ROWS start

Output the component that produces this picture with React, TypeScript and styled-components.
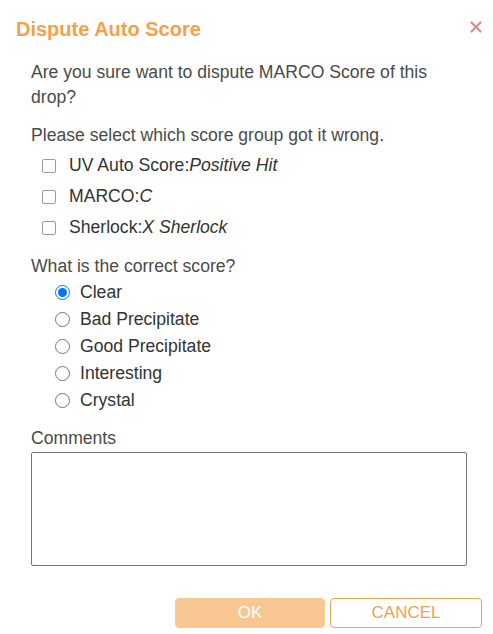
import * as React from 'react';
import { useState } from 'react';
import styled, { createGlobalStyle } from 'styled-components';

const GlobalStyle = createGlobalStyle`
  body {
    margin: 0;
    background: #fff;
    font-family: "Liberation Sans", Arial, sans-serif;
  }
`;

const Dialog = styled.div`
  width: 493px;
  height: 634px;
  box-sizing: border-box;
  padding: 18px 11px 0 16px;
  display: flex;
  flex-direction: column;
`;

const Header = styled.div`
  display: flex;
  justify-content: space-between;
  align-items: center;
  height: 22px;
`;

const Title = styled.h2`
  margin: 0;
  font-size: 20px;
  font-weight: bold;
  color: #f5a04a;
`;

const Close = styled.button`
  border: none;
  background: none;
  padding: 0;
  width: 12px;
  height: 12px;
  margin: -5px 0 0 0;
  display: flex;
  cursor: pointer;
`;

const Body = styled.div`
  padding: 20px 15px 0 15px;
  color: #4a4a4a;
  font-size: 17.6px;
  line-height: 25px;
`;

const Text = styled.p<{ $gap?: number }>`
  margin: 0 0 ${(p) => p.$gap ?? 0}px;
`;

const CheckList = styled.div`
  display: flex;
  flex-direction: column;
  padding-left: 11px;
  margin-top: 2px;
  margin-bottom: 11px;
`;

const CheckRow = styled.label`
  display: flex;
  align-items: center;
  height: 31px;
  color: #333;
  input {
    appearance: none;
    box-sizing: border-box;
    width: 14px;
    height: 14px;
    margin: 0 13px 0 0;
    border: 1px solid #9a9a9a;
    border-radius: 2px;
    background: #fff;
  }
  em {
    font-style: italic;
  }
`;

const RadioList = styled.div`
  display: flex;
  flex-direction: column;
  padding-left: 24px;
  margin-bottom: 12px;
`;

const RadioRow = styled.label`
  display: flex;
  align-items: center;
  height: 27px;
  color: #333;
  input {
    width: 15px;
    height: 15px;
    margin: 0 10px 0 0;
  }
`;

const Comments = styled.textarea`
  display: block;
  width: 436px;
  height: 114px;
  box-sizing: border-box;
  border: 1px solid #767676;
  border-radius: 2px;
  margin-top: 1px;
  resize: none;
  font-family: inherit;
  font-size: 14px;
`;

const Footer = styled.div`
  display: flex;
  justify-content: flex-end;
  gap: 5px;
  margin-top: 32px;
`;

const Button = styled.button<{ $primary?: boolean }>`
  width: ${(p) => (p.$primary ? 150 : 152)}px;
  height: 30px;
  box-sizing: border-box;
  border-radius: 4px;
  font-family: inherit;
  font-size: 17px;
  cursor: pointer;
  border: 1px solid ${(p) => (p.$primary ? '#f9c892' : '#f5a04a')};
  background: ${(p) => (p.$primary ? '#f9c892' : '#fff')};
  color: ${(p) => (p.$primary ? '#fff' : '#f5a04a')};
`;

const groups = [
  { name: 'UV Auto Score:', value: 'Positive Hit' },
  { name: 'MARCO:', value: 'C' },
  { name: 'Sherlock:', value: 'X Sherlock' },
];

const scores = ['Clear', 'Bad Precipitate', 'Good Precipitate', 'Interesting', 'Crystal'];

export default function App() {
  const [score, setScore] = useState('Clear');

  return (
    <>
      <GlobalStyle />
      <Dialog>
        <Header>
          <Title>Dispute Auto Score</Title>
          <Close aria-label="close">
            <svg width="12" height="12" viewBox="0 0 12 12">
              <path d="M1.5 1.5 L10.5 10.5 M10.5 1.5 L1.5 10.5" stroke="#e08a8e" strokeWidth="2.2" strokeLinecap="round" />
            </svg>
          </Close>
        </Header>
        <Body>
          <Text $gap={13}>Are you sure want to dispute MARCO Score of this drop?</Text>
          <Text>Please select which score group got it wrong.</Text>
          <CheckList>
            {groups.map((g) => (
              <CheckRow key={g.name}>
                <input type="checkbox" />
                {g.name}
                <em>{g.value}</em>
              </CheckRow>
            ))}
          </CheckList>
          <Text>What is the correct score?</Text>
          <RadioList>
            {scores.map((s) => (
              <RadioRow key={s}>
                <input type="radio" name="score" checked={score === s} onChange={() => setScore(s)} />
                {s}
              </RadioRow>
            ))}
          </RadioList>
          <Text>Comments</Text>
          <Comments />
        </Body>
        <Footer>
          <Button $primary>OK</Button>
          <Button>CANCEL</Button>
        </Footer>
      </Dialog>
    </>
  );
}
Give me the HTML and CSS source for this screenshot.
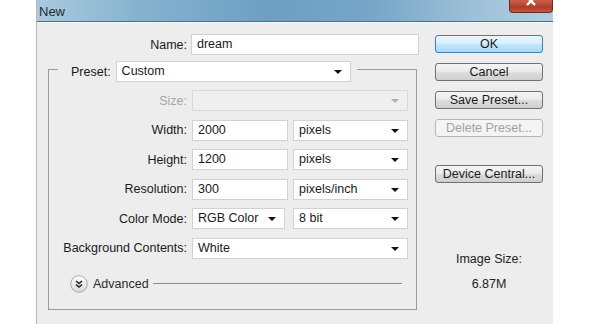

ROWS end

## WORK TO BE COMPLETED
Copy out each line of the listing that holds "components".

## TASK RESULT
Output the component that produces this picture with React, TypeScript and styled-components.
import styled, { createGlobalStyle } from 'styled-components';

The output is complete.